Use NumPy Arrays Instead of Lists for Performance in Python

Using NumPy arrays instead of Python lists significantly improves performance, especially for numerical computations. NumPy arrays are optimized for speed and memory efficiency because they store elements in contiguous memory blocks, allowing vectorized operations and efficient mathematical computations. This tutorial demonstrates how NumPy arrays enhance performance over lists with examples.


Examples

1. Faster Element-wise Operations

NumPy arrays support vectorized operations, making element-wise arithmetic much faster compared to Python lists.

</>
Copy
import numpy as np
import time

# Creating a large list
list1 = list(range(1000000))
list2 = list(range(1000000))

# Measuring time for list addition
start_time = time.time()
result_list = [x + y for x, y in zip(list1, list2)]
list_time = time.time() - start_time

# Creating NumPy arrays
array1 = np.array(list1)
array2 = np.array(list2)

# Measuring time for NumPy array addition
start_time = time.time()
result_array = array1 + array2
array_time = time.time() - start_time

# Printing execution times
print(f"List addition time: {list_time:.5f} seconds")
print(f"NumPy addition time: {array_time:.5f} seconds")

Explanation:

In this example, we create two lists (list1 and list2) and their equivalent NumPy arrays (array1 and array2). We then measure the time taken to perform element-wise addition using a list comprehension and the NumPy vectorized operation. The NumPy addition (array1 + array2) is significantly faster because it operates at a lower level using optimized C implementations.

Sample Output:

List addition time: 0.02800 seconds
NumPy addition time: 0.00153 seconds

2. Efficient Memory Usage

NumPy arrays use significantly less memory than Python lists, making them ideal for handling large datasets.

</>
Copy
import numpy as np
import sys

# Creating a list and a NumPy array
list_numbers = list(range(1000))
array_numbers = np.array(list_numbers)

# Checking memory usage
list_size = sys.getsizeof(list_numbers)  # Memory size of list
array_size = array_numbers.nbytes  # Memory size of NumPy array

print(f"Memory used by list: {list_size} bytes")
print(f"Memory used by NumPy array: {array_size} bytes")

Explanation:

Here, we create a Python list (list_numbers) and its corresponding NumPy array (array_numbers).
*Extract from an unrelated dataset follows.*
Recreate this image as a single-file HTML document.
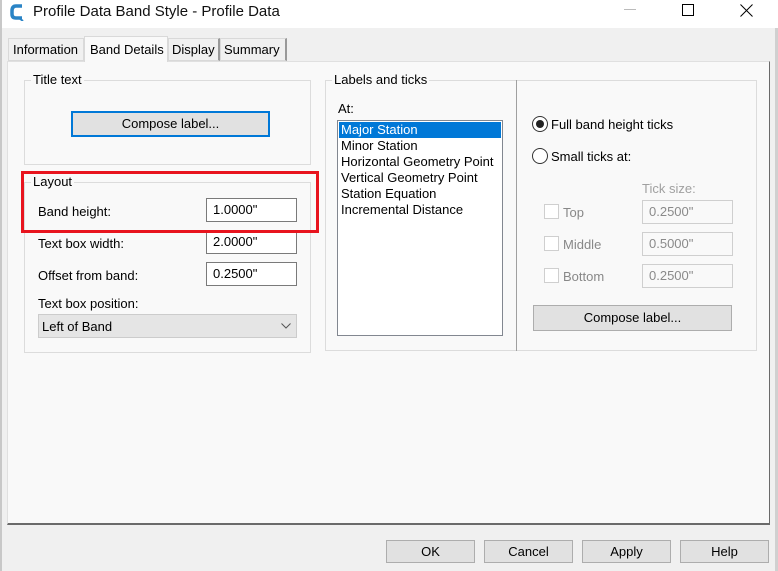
<!DOCTYPE html>
<html><head><style>
*{margin:0;padding:0;box-sizing:border-box}
body{width:778px;height:571px;background:#f0f0f0;font-family:"Liberation Sans",sans-serif;font-size:13px;color:#000;position:relative;overflow:hidden}
.a{position:absolute}
.gb{position:absolute;border:1px solid #dcdcdc}
.lg{position:absolute;background:#f9f9f9;padding:0 2px;top:-9px;font-size:13px}
.btn{position:absolute;background:#e1e1e1;border:1px solid #adadad;text-align:center}
.tb{position:absolute;background:#fff;border:1px solid #7a7a7a;padding-left:6px;line-height:22px}
.dis{color:#a0a0a0}
.cb{position:absolute;width:15px;height:15px;border:1px solid #cfcfcf;background:#fff}
.dtb{position:absolute;border:1px solid #cfcfcf;background:#f9f9f9;color:#8a8a8a;padding-left:6px;line-height:22px}
</style></head><body>
<div class="a" style="left:0;top:0;width:778px;height:28px;background:#fff"></div>
<div class="a" style="left:0;top:0;width:2px;height:571px;background:#c8c8c8"></div>
<div class="a" style="left:775px;top:28px;width:3px;height:543px;background:#d0d0d0"></div>
<svg class="a" style="left:9px;top:3px" width="18" height="18" viewBox="0 0 18 18"><path d="M13 3 H7 Q3 3 3 8 V11 Q3 15 7 15 H13" fill="none" stroke="#2a84c6" stroke-width="3.5"/><path d="M10 15 L14 18" stroke="#2a84c6" stroke-width="2"/></svg>
<div class="a" style="left:33px;top:3px;font-size:15px;color:#111">Profile Data Band Style - Profile Data</div>
<div class="a" style="left:624px;top:9px;width:12px;height:1px;background:#bbb"></div>
<div class="a" style="left:682px;top:4px;width:12px;height:12px;border:1px solid #000"></div>
<svg class="a" style="left:740px;top:4px" width="13" height="13"><path d="M0.5 0.5 L12.5 12.5 M12.5 0.5 L0.5 12.5" stroke="#000" stroke-width="1"/></svg>

<!-- tabs -->
<div class="a" style="left:8px;top:38px;width:76px;height:23px;border:1px solid #d9d9d9;background:#f0f0f0;padding:3px 0 0 4px">Information</div>
<div class="a" style="left:84px;top:36px;width:84px;height:26px;border:1px solid #d9d9d9;border-bottom:none;background:#f9f9f9;padding:5px 0 0 5px;z-index:2">Band Details</div>
<div class="a" style="left:168px;top:38px;width:52px;height:23px;border:1px solid #d9d9d9;border-right:2px solid #999;background:#f0f0f0;padding:3px 0 0 3px">Display</div>
<div class="a" style="left:220px;top:38px;width:67px;height:23px;border:1px solid #d9d9d9;border-right:2px solid #999;background:#f0f0f0;padding:3px 0 0 3px">Summary</div>
<div class="a" style="left:7px;top:61px;width:763px;height:464px;background:#f9f9f9;border:1px solid #e0e0e0;border-bottom:2px solid #6a6a6a;border-right:1px solid #6a6a6a"></div>

<!-- Title text -->
<div class="gb" style="left:24px;top:80px;width:287px;height:85px"><span class="lg" style="left:6px">Title text</span></div>
<div class="btn" style="left:71px;top:111px;width:199px;height:26px;border:2px solid #0078d7;line-height:22px">Compose label...</div>

<!-- Layout -->
<div class="gb" style="left:24px;top:182px;width:287px;height:171px"><span class="lg" style="left:6px">Layout</span></div>
<div class="a" style="left:38px;top:204px">Band height:</div>
<div class="tb" style="left:206px;top:198px;width:91px;height:24px">1.0000"</div>
<div class="a" style="left:38px;top:236px">Text box width:</div>
<div class="tb" style="left:206px;top:230px;width:91px;height:24px">2.0000"</div>
<div class="a" style="left:38px;top:268px">Offset from band:</div>
<div class="tb" style="left:206px;top:262px;width:91px;height:24px">0.2500"</div>
<div class="a" style="left:38px;top:296px">Text box position:</div>
<div class="a" style="left:38px;top:314px;width:259px;height:24px;background:#e5e5e5;border:1px solid #ccc;padding:4px 0 0 3px">Left of Band</div>
<svg class="a" style="left:281px;top:323px" width="10" height="6"><path d="M0.5 0.5 L5 5 L9.5 0.5" fill="none" stroke="#555"/></svg>
<div class="a" style="left:21px;top:171px;width:298px;height:62px;border:3px solid #e8141e"></div>

<!-- Labels and ticks -->
<div class="gb" style="left:325px;top:80px;width:432px;height:271px"><span class="lg" style="left:6px">Labels and ticks</span></div>
<div class="a" style="left:516px;top:80px;width:1px;height:271px;background:#a0a0a0"></div>
<div class="a" style="left:338px;top:101px">At:</div>
<div class="a" style="left:337px;top:120px;width:166px;height:216px;background:#fff;border:1px solid #828790;padding:1px;line-height:16px">
<div style="background:#0078d7;color:#fff;padding-left:2px">Major Station</div>
<div style="padding-left:2px">Minor Station</div>
<div style="padding-left:2px;white-space:nowrap">Horizontal Geometry Point</div>
<div style="padding-left:2px">Vertical Geometry Point</div>
<div style="padding-left:2px">Station Equation</div>
<div style="padding-left:2px">Incremental Distance</div>
</div>
<div class="a" style="left:532px;top:116px;width:16px;height:16px;border-radius:50%;border:1px solid #333;background:#fff"></div>
<div class="a" style="left:536px;top:120px;width:8px;height:8px;border-radius:50%;background:#222"></div>
<div class="a" style="left:551px;top:117px">Full band height ticks</div>
<div class="a" style="left:532px;top:148px;width:16px;height:16px;border-radius:50%;border:1px solid #333;background:#fff"></div>
<div class="a" style="left:551px;top:149px">Small ticks at:</div>
<div class="a dis" style="left:642px;top:181px">Tick size:</div>
<div class="cb" style="left:544px;top:204px"></div><div class="a dis" style="left:563px;top:205px;color:#888">Top</div>
<div class="dtb" style="left:642px;top:200px;width:91px;height:24px">0.2500"</div>
<div class="cb" style="left:544px;top:236px"></div><div class="a dis" style="left:563px;top:237px;color:#888">Middle</div>
<div class="dtb" style="left:642px;top:232px;width:91px;height:24px">0.5000"</div>
<div class="cb" style="left:544px;top:268px"></div><div class="a dis" style="left:563px;top:269px;color:#888">Bottom</div>
<div class="dtb" style="left:642px;top:264px;width:91px;height:24px">0.2500"</div>
<div class="btn" style="left:533px;top:305px;width:199px;height:26px;line-height:24px">Compose label...</div>

<!-- bottom buttons -->
<div class="btn" style="left:386px;top:540px;width:89px;height:23px;line-height:21px">OK</div>
<div class="btn" style="left:484px;top:540px;width:89px;height:23px;line-height:21px">Cancel</div>
<div class="btn" style="left:582px;top:540px;width:89px;height:23px;line-height:21px">Apply</div>
<div class="btn" style="left:680px;top:540px;width:89px;height:23px;line-height:21px">Help</div>
</body></html>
We then compare their memory usage using sys.getsizeof() for the list and nbytes for the NumPy array. Since NumPy arrays store elements in contiguous memory locations, they are much more memory efficient than lists.

Sample Output:

Memory used by list: 8056 bytes
Memory used by NumPy array: 8000 bytes

3. Faster Mathematical Computations

NumPy provides optimized mathematical functions that outperform traditional list-based calculations.

</>
Copy
import numpy as np
import math
import time

# Creating a list and NumPy array
values_list = [x for x in range(1, 1000000)]
values_array = np.array(values_list)

# Calculating square root using a loop
start_time = time.time()
sqrt_list = [math.sqrt(x) for x in values_list]
list_time = time.time() - start_time

# Calculating square root using NumPy
start_time = time.time()
sqrt_array = np.sqrt(values_array)
array_time = time.time() - start_time

# Printing execution times
print(f"List sqrt calculation time: {list_time:.5f} seconds")
print(f"NumPy sqrt calculation time: {array_time:.5f} seconds")

Explanation:

Here, we compute the square root of one million numbers using a Python list and a NumPy array. The NumPy function np.sqrt() is significantly faster than a list-based loop with math.sqrt(), as NumPy uses vectorized computations optimized at a lower level.

Sample Output:

List sqrt calculation time: 0.04382 seconds
NumPy sqrt calculation time: 0.00129 seconds

Conclusion

Using NumPy arrays instead of Python lists offers multiple performance benefits:

  1. Faster Operations: NumPy provides efficient, vectorized operations for element-wise computations.
  2. Memory Efficiency: NumPy arrays consume significantly less memory than Python lists.
  3. Optimized Mathematical Functions: NumPy offers optimized built-in mathematical operations.

For large-scale data processing and numerical computations, NumPy is the preferred choice over Python lists due to its performance optimizations.